Madaari is a 2016 Indian Hindi-language drama thriller film directed by Nishikant Kamat, in his final film as a director before his death in 2020. The film stars Irrfan Khan, Vishesh Bansal, Jimmy Shergill, Tushar Dalvi and Nitesh Pandey. It was released on 22 July 2016 and received positive reviews from critics, later gaining cult status. The film's plot is based on a real-life incident, the collapse of an under construction Metro bridge in Andheri, Mumbai, which occurred on 4 September 2012.'

== Plot ==
A 10-year-old child, Rohan, is kidnapped from his hostel. Rohan is the only son of the Home Minister. The Paramilitary and the CBI storm into action. CBI officer Nachiket Verma heads the case and gets restraining orders from all the other security agencies to make sure that the kidnappers don't panic and kill Rohan. Initially, the case is thought of mistaken identity wherein the kidnapper might have tried to kidnap the friend of Rohan, Cheeku who was also drugged while kidnapping.

For a long time, there is silence from the kidnapper and everyone is left guessing as to who it might be, and at the same time, the investigation is kept extremely secret, so as to keep the kidnapper(s) from killing Rohan. Behind the scenes, the security agencies try to find the location of the kidnapper without raising any kind of suspicion. Rohan is actually kidnapped by Nirmal after being drugged by him. Rohan shows his anger towards Nirmal for kidnapping him. Nirmal shows Rohan a pre-recorded video of his friend Cheeku who is in a drugged state struggling with fear. Nirmal tells Rohan that Cheeku will be killed if he refuses to cooperate with him. Nirmal keeps traveling via public transport to evade his location.

One day, Nirmal calls Cheeku's father to convey a message to the Home Minister, Prashant Goswami, that Rohan was abducted on purpose. His demand is that he wants his son, who was lost in an act of negligence by the government, to be found. It is then revealed that Nirmal had a happy family with his son, Apu (short for Apurva) after his wife left them. Apu died when a bridge collapsed on him on his way to school. Moved and depressed by his loss, Nirmal decided to seek revenge from the politicians and others responsible for the death of his son.

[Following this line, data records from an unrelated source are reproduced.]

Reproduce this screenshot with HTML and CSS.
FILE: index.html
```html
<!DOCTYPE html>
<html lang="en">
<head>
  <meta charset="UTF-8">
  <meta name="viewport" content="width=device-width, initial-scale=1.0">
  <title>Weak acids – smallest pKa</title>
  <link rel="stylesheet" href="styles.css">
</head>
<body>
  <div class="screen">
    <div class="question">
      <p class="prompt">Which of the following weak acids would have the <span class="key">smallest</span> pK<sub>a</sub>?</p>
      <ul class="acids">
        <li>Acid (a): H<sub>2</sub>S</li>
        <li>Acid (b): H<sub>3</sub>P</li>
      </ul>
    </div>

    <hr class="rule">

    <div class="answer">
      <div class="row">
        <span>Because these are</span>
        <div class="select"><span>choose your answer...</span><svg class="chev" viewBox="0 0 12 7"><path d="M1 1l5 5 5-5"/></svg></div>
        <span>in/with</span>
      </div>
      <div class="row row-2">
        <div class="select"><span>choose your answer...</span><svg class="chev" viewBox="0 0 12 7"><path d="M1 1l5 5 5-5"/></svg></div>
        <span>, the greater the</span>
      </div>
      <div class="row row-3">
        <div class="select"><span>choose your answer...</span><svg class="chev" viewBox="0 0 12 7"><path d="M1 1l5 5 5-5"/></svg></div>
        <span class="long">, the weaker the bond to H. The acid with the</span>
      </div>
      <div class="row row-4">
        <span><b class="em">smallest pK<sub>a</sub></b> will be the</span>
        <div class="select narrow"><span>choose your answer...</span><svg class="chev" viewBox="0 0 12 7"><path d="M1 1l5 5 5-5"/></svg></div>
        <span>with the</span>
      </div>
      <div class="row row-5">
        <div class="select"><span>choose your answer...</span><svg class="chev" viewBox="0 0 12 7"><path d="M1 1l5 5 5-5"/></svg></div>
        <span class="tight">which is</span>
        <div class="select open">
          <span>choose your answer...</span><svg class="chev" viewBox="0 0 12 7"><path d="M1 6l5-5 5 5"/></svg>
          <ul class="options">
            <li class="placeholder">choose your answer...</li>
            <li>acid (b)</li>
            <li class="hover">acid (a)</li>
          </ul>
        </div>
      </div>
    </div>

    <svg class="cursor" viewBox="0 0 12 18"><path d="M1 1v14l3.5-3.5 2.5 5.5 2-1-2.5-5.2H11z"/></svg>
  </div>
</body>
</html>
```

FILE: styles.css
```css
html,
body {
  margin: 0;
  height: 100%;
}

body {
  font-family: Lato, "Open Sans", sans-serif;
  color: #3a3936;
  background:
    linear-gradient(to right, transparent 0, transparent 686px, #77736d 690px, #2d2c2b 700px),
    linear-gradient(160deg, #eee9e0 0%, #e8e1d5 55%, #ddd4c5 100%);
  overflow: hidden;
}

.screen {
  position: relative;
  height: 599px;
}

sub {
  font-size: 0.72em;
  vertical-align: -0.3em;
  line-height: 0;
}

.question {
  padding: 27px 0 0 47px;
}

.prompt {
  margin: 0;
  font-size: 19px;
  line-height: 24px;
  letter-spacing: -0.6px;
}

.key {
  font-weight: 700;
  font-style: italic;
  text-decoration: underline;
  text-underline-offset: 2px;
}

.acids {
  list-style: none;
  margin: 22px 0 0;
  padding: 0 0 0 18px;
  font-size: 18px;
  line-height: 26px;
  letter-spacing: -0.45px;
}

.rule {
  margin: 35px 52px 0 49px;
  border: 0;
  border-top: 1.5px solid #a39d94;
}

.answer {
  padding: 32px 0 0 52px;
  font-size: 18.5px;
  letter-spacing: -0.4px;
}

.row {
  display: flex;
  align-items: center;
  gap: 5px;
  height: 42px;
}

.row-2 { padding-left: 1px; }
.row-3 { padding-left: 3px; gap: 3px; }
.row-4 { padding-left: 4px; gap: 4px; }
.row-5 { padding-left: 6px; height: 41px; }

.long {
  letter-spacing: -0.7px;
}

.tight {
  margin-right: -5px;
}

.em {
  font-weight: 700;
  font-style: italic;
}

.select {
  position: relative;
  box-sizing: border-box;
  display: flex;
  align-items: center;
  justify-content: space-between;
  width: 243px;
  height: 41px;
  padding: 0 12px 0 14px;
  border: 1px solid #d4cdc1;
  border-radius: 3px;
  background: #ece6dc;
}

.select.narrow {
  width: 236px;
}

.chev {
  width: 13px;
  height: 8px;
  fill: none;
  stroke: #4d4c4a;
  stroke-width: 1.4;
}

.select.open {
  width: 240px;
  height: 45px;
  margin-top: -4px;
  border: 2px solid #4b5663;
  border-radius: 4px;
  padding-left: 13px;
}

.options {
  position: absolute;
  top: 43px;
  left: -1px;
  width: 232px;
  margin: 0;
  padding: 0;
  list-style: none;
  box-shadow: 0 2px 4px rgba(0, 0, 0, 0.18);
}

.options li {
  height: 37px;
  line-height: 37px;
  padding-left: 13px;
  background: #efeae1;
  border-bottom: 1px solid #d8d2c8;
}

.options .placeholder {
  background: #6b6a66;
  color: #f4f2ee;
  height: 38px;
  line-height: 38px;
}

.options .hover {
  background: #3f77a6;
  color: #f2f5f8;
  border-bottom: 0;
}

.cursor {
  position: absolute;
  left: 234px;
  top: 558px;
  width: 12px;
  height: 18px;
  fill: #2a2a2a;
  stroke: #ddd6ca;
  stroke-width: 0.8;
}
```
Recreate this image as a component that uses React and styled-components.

The news becomes a hot item in the media. Towards the end, Nirmal travels back to his house in Mumbai with Rohan, and calls a TV news channel from there and demands all those who were involved in the bridge collapse, including the Home Minister, come to his house and also the news anchor to broadcast it to the people, threatening to kill Rohan and himself if they don't. He makes the bridge contractor, Goswami, and the ruling party's money man, confess their corrupt activities on a live broadcast on TV. Rohan indicates he understands why Nirmal did what he did and Rohan and Nirmal hug before Rohan leaves with his father. Nirmal surrenders to the police and is later seen immersing the articles his son was wearing (and the remains of his son in a schoolbag) when he died, in the sea while being under the custody of the police.

==Cast==
- Irrfan Khan as Nirmal Kumar
- Vishesh Bansal as Rohan Goswami
- Jimmy Sheirgill as Nachiket Verma
- Tushar Dalvi as Prashant Goswami
- Uday Tikekar as Pratap Nimbalkar
- Nitesh Pandey as Sanjay Jagtap
- Rajeev Gupta as Mr. Bansal
- Sadhil Kapoor as Cheeku
- Ayesha Raza Mishra as Jaya Goswami, Rohan's mother and Prashant's wife

==Production==
===Filming===
The film was shot in New Delhi, Rajasthan, Dehradun, Shimla and Mumbai.

==Music==
The first song "Dama Dama Dam" from Madaari was released on 10 June 2016. Both songs were written by Irshad Kamil.

Track Listing
| No. | Title | Music | Singer(s) | Length |
|---|---|---|---|---|
| 1. | "Masoom Sa" | Inder Bawra, Sunny Bawra | Sukhwinder Singh | 6:24 |
| 2. | "Dama Dama Dam" | Vishal Bhardwaj | Vishal Dadlani | 4:19 |
| Total length: |  |  |  | 10:43 |

==Marketing==
The first look poster of the film was unveiled through Twitter by Irrfan Khan and later the teaser of the film was revealed on YouTube on 10 May 2016. The trailer was released by T-Series on 11 May 2016 on YouTube.

== Reception ==
On Rotten Tomatoes, the film has an approval rating of 78% based on 9 reviews, and an average rating of 7.6/10.